La station Square-Victoria, à la traîne avec seulement 31 % de sa fréquentation prépandémique, est située au cœur du quartier des affaires de la métropole. Selon l’ARTM, la reprise sera plus longue pour le métro et les trains de banlieue.

Une congestion routière différente

La diminution du nombre des déplacements pour le travail a eu un effet sur la congestion routière. Selon les indices de congestion TomTom, les automobilistes perdent moins de temps dans la circulation durant les heures de pointe du matin et du soir, en moyenne, par rapport à la situation prépandémique (2019). Les épisodes de congestion sont toutefois « bien présents, mais moins prévisibles, et surviennent régulièrement hors des heures de pointe ».

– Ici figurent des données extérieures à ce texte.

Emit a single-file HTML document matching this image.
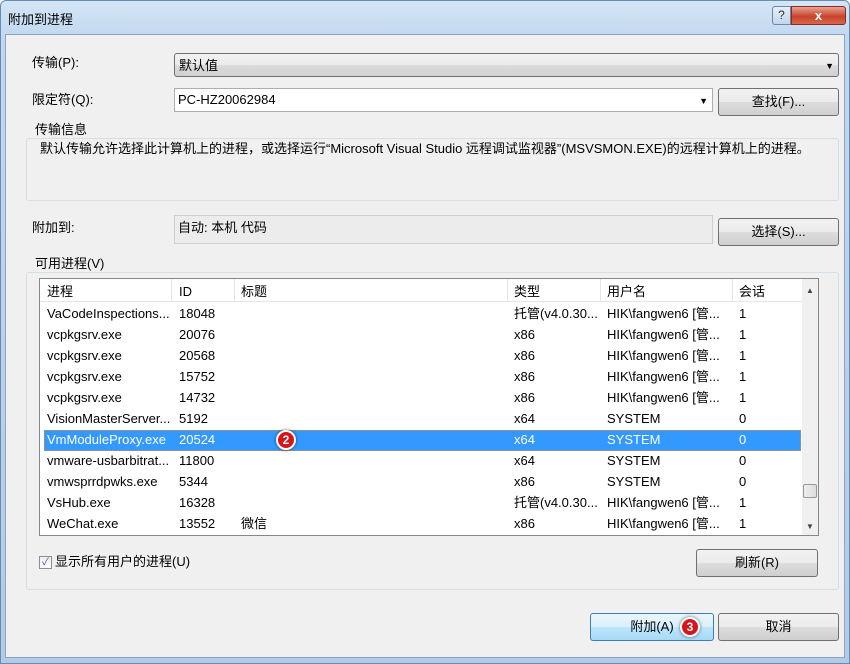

  • Pointe du matin : avant la pandémie, les automobilistes prenaient 15 minutes de plus pour accomplir un voyage qui aurait duré 30 minutes en circulation libre. En 2020 et en 2021, ce temps perdu en moyenne dans la congestion a été réduit à 9 minutes.
  • Pointe d’après-midi : en 2019, un automobiliste perdait en moyenne 18 minutes dans la congestion routière d’après-midi sur un parcours de 30 minutes en circulation libre. Le temps perdu dans la congestion a baissé à une moyenne de 12 minutes, en 2020, pour remonter à 15 minutes en 2021.